Economic Loss Doctrine
In considering the Pennsylvania Unfair Trade Practices and Consumer Protection Law (UTPCPL) claims, the court evaluated whether the economic loss doctrine barred such claims. The defendant argued that the plaintiffs' relationship with BMW was governed solely by contract; thus, any economic recovery should arise from the breach of warranty claims. However, the court distinguished between tort and statutory claims, citing the Pennsylvania Superior Court's holding in Knight v. Springfield Hyundai, which stated that the economic loss doctrine did not apply to statutory claims like the UTPCPL. The court recognized that the plaintiffs' claims under the UTPCPL were based on statutory obligations rather than contractual ones and therefore were not barred by the economic loss doctrine.

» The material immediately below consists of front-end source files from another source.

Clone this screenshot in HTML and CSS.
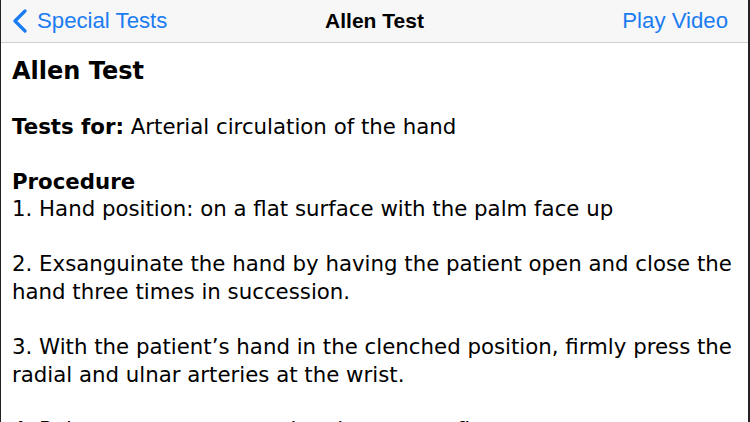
FILE: index.html
```html
<!DOCTYPE html>
<html>
<head>
<meta charset="utf-8">
<link rel="stylesheet" href="styles.css">
</head>
<body>
<div class="screen">
  <header class="navbar">
    <div class="nav-left">
      <svg class="chevron" width="16" height="24" viewBox="0 0 16 24"><path d="M13 2 L3 12 L13 22" fill="none" stroke="#1b7cf2" stroke-width="3.2" stroke-linecap="round" stroke-linejoin="round"/></svg>
      <span class="nav-link">Special Tests</span>
    </div>
    <div class="nav-title">Allen Test</div>
    <div class="nav-right"><span class="nav-link">Play Video</span></div>
  </header>
  <main class="content">
    <div class="title">Allen Test</div>
    <div class="blank"></div>
    <div class="line"><b>Tests for:</b> Arterial circulation of the hand</div>
    <div class="blank"></div>
    <div class="line"><b>Procedure</b></div>
    <div class="line">1. Hand position: on a flat surface with the palm face up</div>
    <div class="blank"></div>
    <div class="line">2. Exsanguinate the hand by having the patient open and close the hand three times in succession.</div>
    <div class="blank"></div>
    <div class="line">3. With the patient’s hand in the clenched position, firmly press the radial and ulnar arteries at the wrist.</div>
    <div class="blank"></div>
    <div class="line">4. Release pressure over the ulnar artery first.</div>
  </main>
</div>
</body>
</html>
```
FILE: styles.css
```css
html, body {
  margin: 0;
  padding: 0;
  background: #ffffff;
}
.screen {
  width: 750px;
  height: 422px;
  overflow: hidden;
  box-sizing: border-box;
  border-left: 1px solid #222;
  border-right: 2px solid #222;
  background: #fff;
}
.navbar {
  height: 42px;
  background: #f7f7f7;
  border-bottom: 1px solid #cfcfcf;
  display: grid;
  grid-template-columns: 1fr auto 1fr;
  align-items: center;
  font-family: "Liberation Sans", Arial, sans-serif;
  font-size: 22.2px;
}
.nav-left, .nav-right {
  display: flex;
  align-items: center;
}
.nav-left {
  padding-left: 11px;
}
.nav-right {
  justify-content: flex-end;
  padding-right: 20px;
}
.chevron {
  display: block;
  margin-right: 9px;
}
.nav-link {
  color: #1b7cf2;
}
.nav-title {
  font-weight: bold;
  font-size: 21px;
  color: #000;
}
.content {
  padding: 14.5px 12px 0 11px;
  font-family: "DejaVu Sans", Verdana, sans-serif;
  font-size: 21.3px;
  line-height: 27.55px;
  color: #000;
}
.title {
  font-weight: bold;
  font-size: 24px;
}
.blank {
  height: 27.55px;
}
.line b {
  font-weight: bold;
}
```
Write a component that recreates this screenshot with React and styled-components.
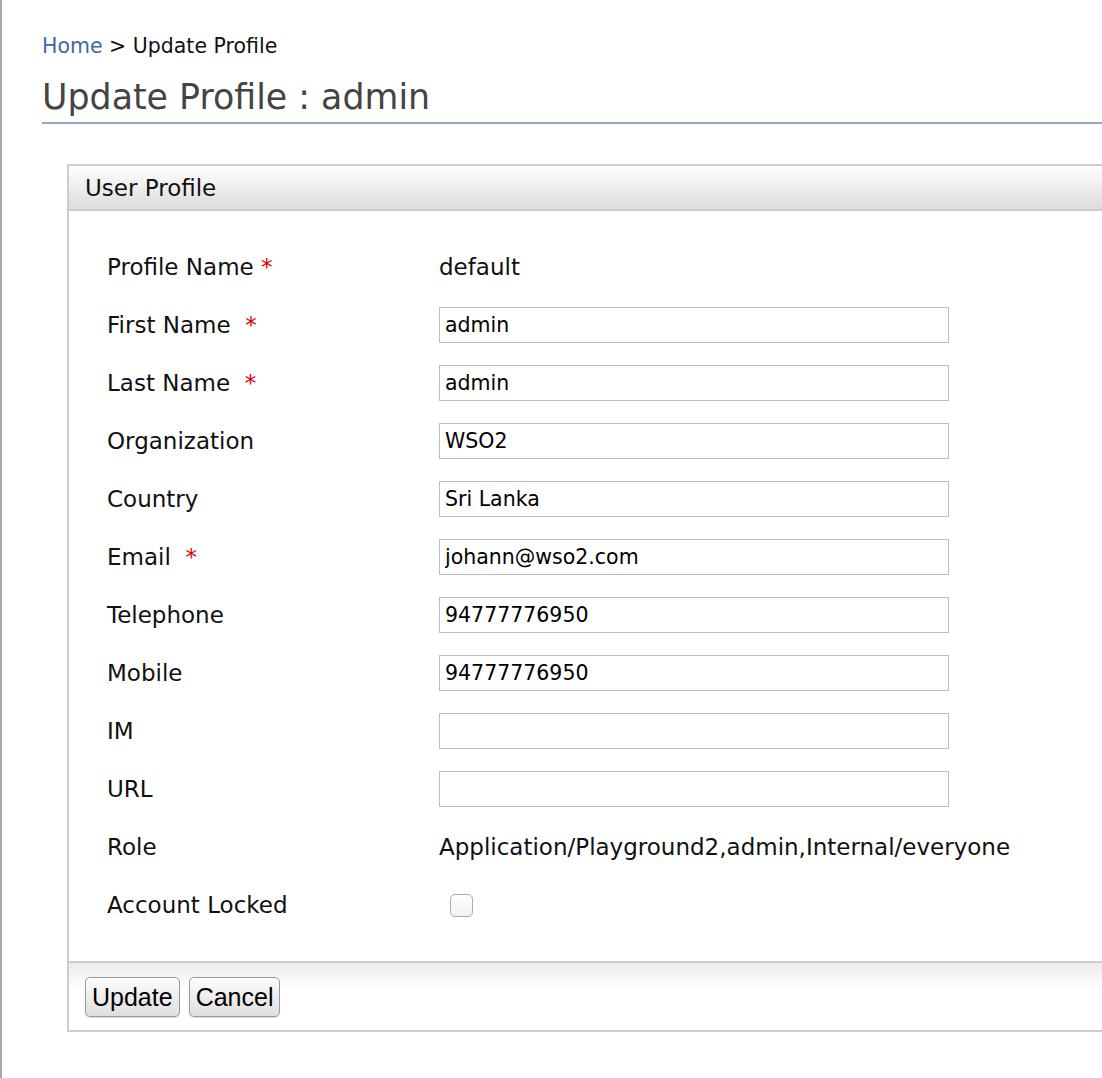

Thus, the court allowed the plaintiffs' UTPCPL claims to proceed.
Breach of Warranty Claims
The court analyzed the breach of express warranty claims, determining that the plaintiffs adequately identified the New Vehicle Limited Warranty that accompanied their vehicle purchases. Each plaintiff asserted reliance on this warranty, which promised repair or replacement of defective components during the warranty period. Although the defendant contended that the plaintiffs failed to specify the terms of the Certified Pre-Owned Warranty, the court found the New Vehicle Limited Warranty claims sufficiently pled. Conversely, the court ruled that the claims for breach of the implied warranty of merchantability were untimely, as the statute of limitations began at the time of vehicle delivery. The court concluded that the plaintiffs had adequately stated claims for breach of express warranty, but the implied warranty claims were dismissed.
Improper Joinder
The court also addressed the defendant's argument regarding the improper joinder of plaintiffs under Federal Rule of Civil Procedure 21. The defendant claimed that the plaintiffs had differing vehicle models and histories, suggesting that their claims did not arise from the same transaction or occurrence. However, the court found that all plaintiffs experienced the same defect—the excessive oil consumption of the N63 engine—and that each had similar interactions with BMW's authorized dealers regarding warranty repairs. The court highlighted that the plaintiffs shared common questions of law and fact, such as whether BMW concealed the defect and whether the engine's issues constituted a breach of warranty. Consequently, the court concluded that the plaintiffs were properly joined in this action, denying the motion to sever their claims.